Dans une semaine, dimanche 29 juillet, le Cambodge se rend aux urnes pour renouveler ses parlementaires. La réélection du Parti du peuple cambodgien (CPP) de Hun Sen, à la tête du gouvernement depuis trente-trois ans, est en très bonne voie. La principale formation d'opposition a été dissoute en novembre. Depuis quelques mois, la presse cambodgienne est sous pression : fermeture du Cambodia Daily, rachat du Phnom Penh Post par le parti au pouvoir et arrestations de journalistes indépendants.

 

"Outre la censure qu'elles critiquent, beaucoup de personnes sont persuadées que le Parti du peuple cambodgien contrôle le ­comité national des élections et n'ont pas confiance dans le déroulement du vote", explique encore Noan ­Sereiboth. "Les jeunes ont de plus en plus conscience de subir la corruption", ajoute un autre. Dans ce pays de 15 millions d'habitants, 30% de la population a moins de 30 ans.
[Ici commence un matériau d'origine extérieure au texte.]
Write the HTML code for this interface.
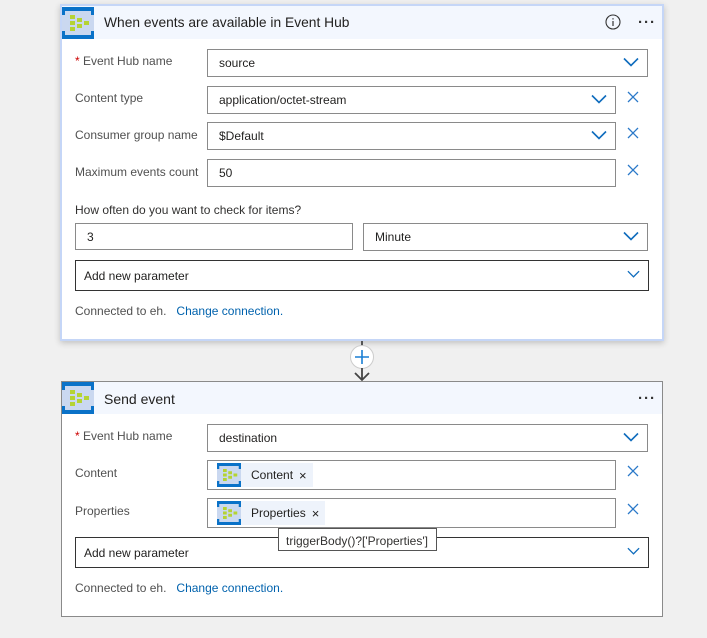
<!DOCTYPE html><html><head><style>
*{box-sizing:border-box;margin:0;padding:0}
body{width:707px;height:638px;background:#f0f0f0;font-family:"Liberation Sans",sans-serif;position:relative;overflow:hidden;color:#323130}
.a{position:absolute}
.card1{left:60px;top:4px;width:604px;height:337px;background:#fff;border:2px solid #c5d6f7;box-shadow:0 2px 6px rgba(0,0,0,.2)}
.card2{left:61px;top:381px;width:602px;height:236px;background:#fff;border:1px solid #8a8a8a}
.hd{position:absolute;left:0;top:0;right:0;height:33px;background:#f3f7fe}
.ttl{position:absolute;left:42px;top:9px;font-size:14px;color:#201f1e}
.lbl{position:absolute;font-size:12px;color:#505050}
.in{position:absolute;border:1px solid #8a8a8a;background:#fff;font-size:12px;color:#201f1e;padding-left:11px;display:flex;align-items:center}
.chev{position:absolute;right:8px;top:50%;margin-top:-6px}
.x{position:absolute}
.lnk{color:#0062ad}
.tok{display:flex;align-items:center;background:#eef3fb;height:24px;margin-left:-2px;padding-right:6px;font-size:12px}
.dots{position:absolute;font-size:15px;font-weight:bold;letter-spacing:1px;color:#333}
</style></head><body>
<svg width="0" height="0" style="position:absolute"><defs>
<symbol id="ic" viewBox="0 0 32 32"><rect width="32" height="32" fill="#cad8f0"/><rect x="0" y="0" width="32" height="4" fill="#0a72c8"/><rect x="0" y="28" width="32" height="4" fill="#0a72c8"/><rect x="0" y="0" width="3" height="8" fill="#0a72c8"/><rect x="29" y="0" width="3" height="8" fill="#0a72c8"/><rect x="0" y="24" width="3" height="8" fill="#0a72c8"/><rect x="29" y="24" width="3" height="8" fill="#0a72c8"/><g fill="#b5d334"><rect x="8" y="8" width="5" height="4"/><rect x="8" y="14" width="5" height="4"/><rect x="8" y="20" width="5" height="4"/><rect x="15" y="11" width="5" height="4"/><rect x="15" y="17" width="5" height="4"/><rect x="22" y="14" width="5" height="4"/></g></symbol>
<symbol id="cv" viewBox="0 0 16 10"><path d="M1 1.5 L8 8.5 L15 1.5" fill="none" stroke="#0f6cbd" stroke-width="1.6"/></symbol>
<symbol id="xx" viewBox="0 0 12 12"><path d="M1 1L11 11M11 1L1 11" stroke="#2b79c9" stroke-width="1.3"/></symbol>
</defs></svg>

<div class="a card1">
 <div class="hd"><svg class="a" style="left:0;top:1px" width="32" height="32"><use href="#ic"/></svg>
 <div class="ttl" style="font-size:13.8px">When events are available in Event Hub</div>
 <svg class="a" style="left:543px;top:8px" width="16" height="16"><circle cx="8" cy="8" r="7" fill="none" stroke="#333" stroke-width="1.1"/><rect x="7.4" y="7" width="1.2" height="5" fill="#333"/><rect x="7.4" y="4.2" width="1.2" height="1.3" fill="#333"/></svg>
 <div class="dots" style="left:576px;top:8px">···</div>
 </div>
</div>
<div class="lbl a" style="left:75px;top:54px"><span style="color:#c00">*</span> Event Hub name</div>
<div class="in" style="left:207px;top:49px;width:441px;height:28px">source<svg class="chev" width="16" height="10"><use href="#cv"/></svg></div>
<div class="lbl a" style="left:75px;top:91px">Content type</div>
<div class="in" style="left:207px;top:86px;width:409px;height:28px">application/octet-stream<svg class="chev" width="16" height="10"><use href="#cv"/></svg></div>
<svg class="x a" style="left:627px;top:91px" width="12" height="12"><use href="#xx"/></svg>
<div class="lbl a" style="left:75px;top:128px">Consumer group name</div>
<div class="in" style="left:207px;top:122px;width:409px;height:28px">$Default<svg class="chev" width="16" height="10"><use href="#cv"/></svg></div>
<svg class="x a" style="left:627px;top:127px" width="12" height="12"><use href="#xx"/></svg>
<div class="lbl a" style="left:75px;top:165px">Maximum events count</div>
<div class="in" style="left:207px;top:159px;width:409px;height:28px">50</div>
<svg class="x a" style="left:627px;top:164px" width="12" height="12"><use href="#xx"/></svg>
<div class="lbl a" style="left:75px;top:203px;color:#323130">How often do you want to check for items?</div>
<div class="in" style="left:75px;top:223px;width:278px;height:27px">3</div>
<div class="in" style="left:363px;top:223px;width:285px;height:28px">Minute<svg class="chev" width="16" height="10"><use href="#cv"/></svg></div>
<div class="in" style="left:75px;top:260px;width:574px;height:31px;border-color:#333;padding-left:8px">Add new parameter<svg class="chev" style="right:8px" width="13" height="8"><use href="#cv"/></svg></div>
<div class="lbl a" style="left:75px;top:304px">Connected to eh. &nbsp;&nbsp;<span class="lnk">Change connection.</span></div>

<div class="a" style="left:361px;top:341px;width:2px;height:6px;background:#555"></div>
<svg class="a" style="left:349px;top:344px" width="26" height="38"><circle cx="13" cy="13" r="11.5" fill="#fff" stroke="#ccc"/><path d="M13 6v14M6 13h14" stroke="#1a7fd4" stroke-width="1.6"/><path d="M13 24v12M6 29l7 7 7-7" fill="none" stroke="#444" stroke-width="1.8"/></svg>

<div class="a card2">
 <div class="hd" style="height:32px"><svg class="a" style="left:0;top:0" width="32" height="32"><use href="#ic"/></svg>
 <div class="ttl" style="top:9px">Send event</div>
 <div class="dots" style="left:576px;top:8px">···</div></div>
</div>
<div class="lbl a" style="left:75px;top:429px"><span style="color:#c00">*</span> Event Hub name</div>
<div class="in" style="left:207px;top:424px;width:441px;height:28px">destination<svg class="chev" width="16" height="10"><use href="#cv"/></svg></div>
<div class="lbl a" style="left:75px;top:466px">Content</div>
<div class="in" style="left:207px;top:460px;width:409px;height:30px;padding-left:11px"><div class="tok"><svg width="24" height="24"><use href="#ic"/></svg><span style="margin-left:10px">Content</span><span style="margin-left:6px;font-size:13px">×</span></div></div>
<svg class="x a" style="left:627px;top:465px" width="12" height="12"><use href="#xx"/></svg>
<div class="lbl a" style="left:75px;top:504px">Properties</div>
<div class="in" style="left:207px;top:498px;width:409px;height:30px;padding-left:11px"><div class="tok"><svg width="24" height="24"><use href="#ic"/></svg><span style="margin-left:10px">Properties</span><span style="margin-left:6px;font-size:13px">×</span></div></div>
<svg class="x a" style="left:627px;top:503px" width="12" height="12"><use href="#xx"/></svg>
<div class="in" style="left:75px;top:537px;width:574px;height:31px;border-color:#333;padding-left:8px">Add new parameter<svg class="chev" style="right:8px" width="13" height="8"><use href="#cv"/></svg></div>
<div class="a" style="left:278px;top:528px;width:159px;height:23px;background:#fff;border:1px solid #555;font-size:12px;padding:5px 0 0 7px">triggerBody()?['Properties']</div>
<div class="lbl a" style="left:75px;top:581px">Connected to eh. &nbsp;&nbsp;<span class="lnk">Change connection.</span></div>
</body></html>
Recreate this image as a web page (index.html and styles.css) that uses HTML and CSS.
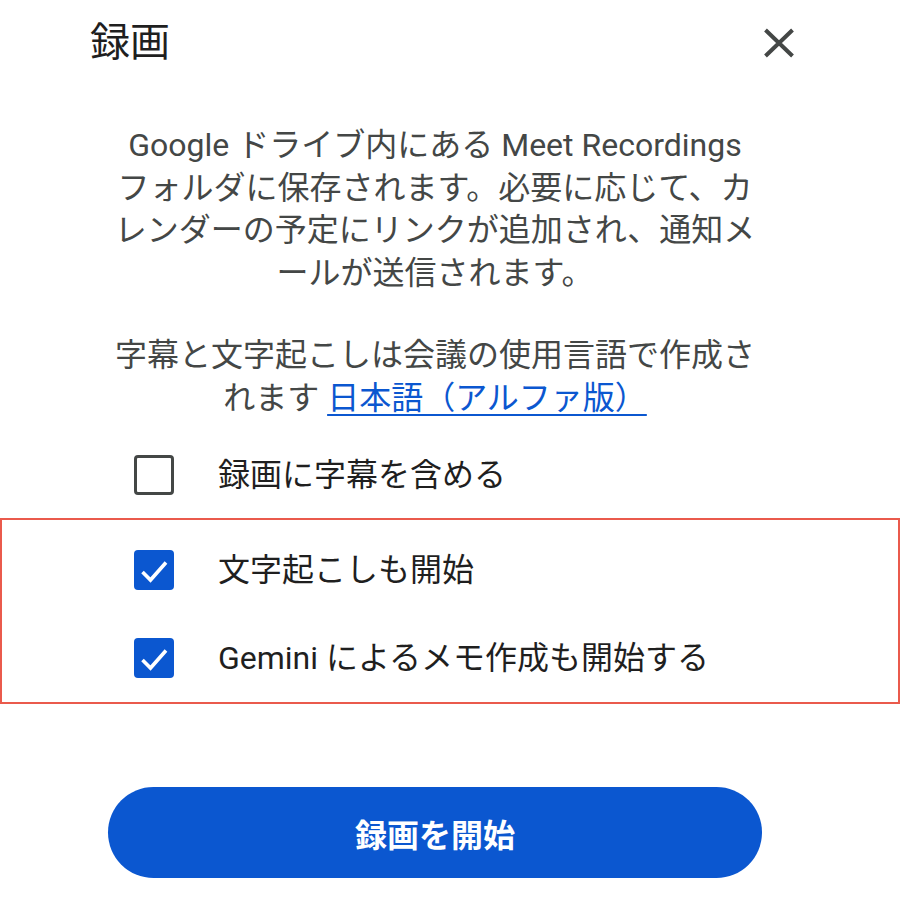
FILE: index.html
```html
<!DOCTYPE html>
<html lang="ja">
<head>
<meta charset="utf-8">
<title>録画</title>
<link rel="stylesheet" href="styles.css">
</head>
<body>
<div class="dialog">
  <header class="head">
    <h1 class="title">録画</h1>
    <button class="close" aria-label="閉じる">
      <svg width="32" height="30" viewBox="0 0 32 30"><path d="M2.5 2 L29.5 28 M29.5 2 L2.5 28" stroke="#444746" stroke-width="4" fill="none"/></svg>
    </button>
  </header>
  <div class="content">
    <p class="desc">Google ドライブ内にある Meet Recordings<br>フォルダに保存されます。必要に応じて、カレンダーの予定にリンクが追加され、通知メールが送信されます。</p>
    <p class="desc lang">字幕と文字起こしは会議の使用言語で作成されます <a class="link" href="#">日本語（アルファ版）</a></p>
    <label class="opt first">
      <span class="box"></span>
      <span class="label">録画に字幕を含める</span>
    </label>
  </div>
  <div class="highlight">
    <label class="opt">
      <span class="box checked"><svg width="40" height="40" viewBox="0 0 40 40"><path d="M8.5 22 L16.5 30 L32 12.5" stroke="#fff" stroke-width="3.6" fill="none"/></svg></span>
      <span class="label">文字起こしも開始</span>
    </label>
    <label class="opt">
      <span class="box checked"><svg width="40" height="40" viewBox="0 0 40 40"><path d="M8.5 22 L16.5 30 L32 12.5" stroke="#fff" stroke-width="3.6" fill="none"/></svg></span>
      <span class="label">Gemini によるメモ作成も開始する</span>
    </label>
  </div>
  <div class="actions">
    <button class="start">録画を開始</button>
  </div>
</div>
</body>
</html>
```
FILE: styles.css
```css
html, body {
  margin: 0;
  padding: 0;
  background: #fff;
}
body {
  font-family: Roboto, "Noto Sans CJK JP", sans-serif;
  color: #1f1f1f;
}
.dialog {
  width: 900px;
  height: 909px;
  overflow: hidden;
}
.head {
  display: flex;
  align-items: center;
  justify-content: space-between;
  padding: 18px 105px 0 90px;
  height: 50px;
}
.title {
  margin: 0;
  font-size: 40px;
  line-height: 50px;
  font-weight: 400;
  color: #1f1f1f;
}
.close {
  border: 0;
  background: none;
  padding: 0;
  width: 32px;
  height: 30px;
  display: block;
}
.close svg { display: block; }
.content {
  padding: 0 138px 0 108px;
}
.desc {
  margin: 56px 0 0;
  font-size: 32px;
  line-height: 42.5px;
  color: #444746;
  text-align: center;
  line-break: loose;
}
.desc.lang {
  margin-top: 40px;
}
.link {
  color: #0b57d0;
  text-decoration: underline;
  text-underline-offset: 5px;
  text-decoration-thickness: 2px;
}
.opt {
  display: flex;
  align-items: center;
  height: 88px;
  padding-left: 26px;
  gap: 44px;
}
.opt.first {
  margin-top: 13px;
  height: 86px;
}
.highlight {
  border: 2px solid #ea5a4c;
  padding: 6px 0 0 106px;
  height: 176px;
  box-sizing: content-box;
}
.box {
  width: 40px;
  height: 40px;
  box-sizing: border-box;
  border: 3.5px solid #444746;
  border-radius: 4px;
  flex: none;
}
.box.checked {
  border: 0;
  background: #0b57d0;
}
.box svg { display: block; }
.label {
  font-size: 32px;
  line-height: 40px;
  color: #1f1f1f;
}
.actions {
  padding: 83px 138px 0 108px;
}
.start {
  display: block;
  width: 100%;
  height: 91px;
  border: 0;
  border-radius: 46px;
  background: #0b57d0;
  color: #fff;
  font-family: Roboto, "Noto Sans CJK JP", sans-serif;
  font-size: 32px;
  font-weight: 700;
}
```
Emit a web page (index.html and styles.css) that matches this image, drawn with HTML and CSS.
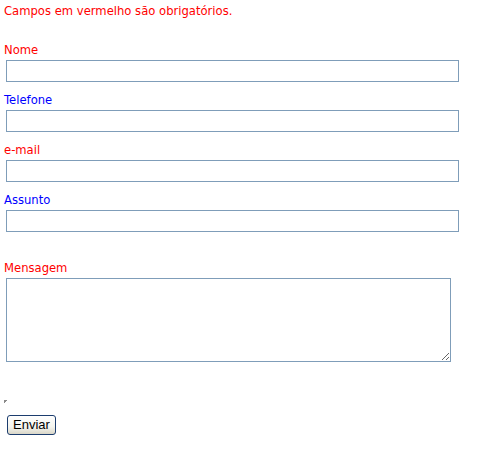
FILE: index.html
```html
<!DOCTYPE html>
<html>
<head>
<meta charset="utf-8">
<link rel="stylesheet" href="styles.css">
</head>
<body>
<form class="form">
  <p class="note req">Campos em vermelho são obrigatórios.</p>
  <div class="field f-first">
    <label class="label req">Nome</label>
    <input class="text" type="text">
  </div>
  <div class="field">
    <label class="label opt">Telefone</label>
    <input class="text" type="text">
  </div>
  <div class="field">
    <label class="label req">e-mail</label>
    <input class="text" type="text">
  </div>
  <div class="field">
    <label class="label opt">Assunto</label>
    <input class="text" type="text">
  </div>
  <div class="field f-msg">
    <label class="label req">Mensagem</label>
    <textarea class="area"></textarea>
  </div>
  <span class="broken"></span>
  <button class="btn" type="button">Enviar</button>
</form>
</body>
</html>
```
FILE: styles.css
```css
html, body {
  margin: 0;
  padding: 0;
  background: #fff;
}
body {
  font-family: "DejaVu Sans", Verdana, sans-serif;
  font-size: 11.6px;
  line-height: 14px;
}
.form {
  display: flex;
  flex-direction: column;
  align-items: flex-start;
  padding: 4px 0 0 4px;
}
.note {
  margin: 0;
}
.req { color: #ff0000; }
.opt { color: #0000ff; }
.field {
  display: flex;
  flex-direction: column;
  align-items: flex-start;
  margin-top: 11px;
}
.f-first { margin-top: 25px; }
.f-msg { margin-top: 29px; }
.label {
  display: block;
  height: 14px;
}
.text {
  box-sizing: border-box;
  margin: 3px 0 0 2px;
  width: 453px;
  height: 22px;
  border: 1px solid #7f9db9;
  padding: 0 2px;
  font: 11px "DejaVu Sans", sans-serif;
  outline: none;
  background: #fff;
}
.area {
  box-sizing: border-box;
  margin: 3px 0 0 2px;
  width: 445px;
  height: 84px;
  border: 1px solid #7f9db9;
  padding: 2px;
  font: 11px "DejaVu Sans", sans-serif;
  resize: both;
  outline: none;
}
.broken {
  display: block;
  margin-top: 38px;
  width: 4px;
  height: 4px;
  background: linear-gradient(135deg, #8a8a8a 0 50%, transparent 50%);
}
.btn {
  margin: 11px 0 0 3px;
  box-sizing: border-box;
  width: 49px;
  height: 20px;
  padding: 0;
  border: 1px solid #1c3d6e;
  border-radius: 3px;
  background: linear-gradient(#ffffff 0%, #f4f4ee 60%, #d9d6c8 100%);
  font: 13px "Liberation Sans", Arial, sans-serif;
  color: #000;
  line-height: 18px;
}
```
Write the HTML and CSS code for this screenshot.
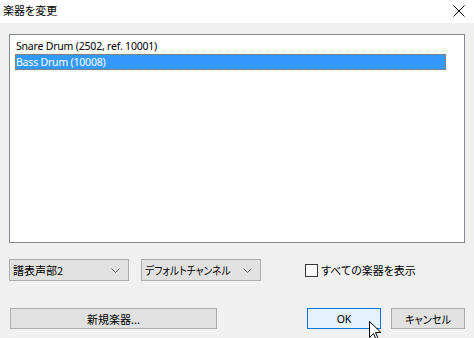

Les jeunes attirés vers la Thaïlande

Mais, vingt ans après la fin de la guerre et quarante ans après celle du régime sanguinaire des Khmers rouges qui a provoqué la mort d'un tiers de la population, la société porte encore des séquelles. Les anciens ont trop souffert et certains affirment même préférer dictateurs et tyrans plutôt que de revivre la guerre. "La génération de nos parents est souvent sur la défensive, traumatisée, tente d'expliquer Vearyda, étudiant en communication et journalisme. Beaucoup réagissent encore avec des instincts de survie. Ils sont rarement ouverts à la discussion sur des sujets sensibles comme la politique ou la corruption. Pas nous."

 

Le jeune homme poursuit : "La majorité des jeunes Cambodgiens a un accès limité, quand elle en a un, à une éducation de qualité. Ils ne trouvent que des emplois peu rémunérés dans le textile et le bâtiment. Ou ils émigrent vers les pays voisins." Un flux migratoire que des politiques tentent d'endiguer comme Mu Sochua, ancienne sénatrice membre du Parti pour le sauvetage du Cambodge (CNRP), formation d'opposition dissoute en novembre. En 2015, pendant une de ses campagnes électorales, elle martelait aux jeunes de ne pas tomber dans le piège des recruteurs thaïlandais. Mais malgré ses avertissements réitérés, trois ans plus tard, le travail et la rémunération plus attractive continuent d'attirer les jeunes vers la Thaïlande.

 

Cette réalité exaspère Meng. Originaire d'un petit village de la région frontalière du royaume de Siam, la fille de paysans pauvres en a vu beaucoup autour d'elle abandonner l'école pour quitter le pays. "Je trouve frustrant d'être jeune ici, raconte cette étudiante en communication. Si on n'est pas né avec une cuillère d'argent dans la bouche, il faut sans arrêt se battre pour être quelqu'un de bien et d'utile à la société. C'est déprimant." Elle marque un temps d'arrêt. Ce que Meng ne dit pas mais que l'on comprend, c'est que c'est encore plus difficile lorsque l'on naît fille. Cette jeune femme a eu la chance d'être aidée par une ONG pour financer ses études à Phnom Penh. Et d'avoir des parents qui l'ont soutenue dans sa volonté de poursuivre sa scolarité, sans faire de son mariage une priorité.

 

"Etre jeune au Cambodge est à la fois une opportunité et un obstacle, poursuit Vearyda, l'étudiant en journalisme. Le pays a besoin de jeunes ressources humaines dans tous les secteurs, des arts à la technologie en passant les sciences, mais peu d'entre nous font partie de ceux qui prennent les décisions pour l'avenir."

 

Ce qui agace Hang Vitou. Âgé de 24 ans, il est l'un des derniers commentateurs politiques du pays. Au Cambodge, la liberté d'expression est menacée, surtout depuis l'assassinat il y a deux ans du docteur Kem Ley, éminent analyste politique. Rencontré dans un centre commercial loin du centre-ville de Phnom Penh, Hang Vitou se dit conscient du risque qu'il encourt. Mais il continue de parler librement de tous les sujets : "Le Premier ­ministre est intelligent, c'est comme ça qu'il est arrivé à rester au pouvoir pendant toutes ces années." A l'approche des législatives, Hun Sen fait planer la menace d'une nouvelle guerre civile. "Les jeunes ont besoin d'un changement positif et pacifique pour enrichir et s'engager dans leur pays, affirme Hang Vitou. Le manque d'opportunités professionnelles les pousse aujourd'hui à s'intéresser à la politique. Quand le CPP et le Premier ministre quitteront le pouvoir, le Cambodge connaîtra peut-être enfin la prospérité. D'ici à une dizaine d'années, j'espère."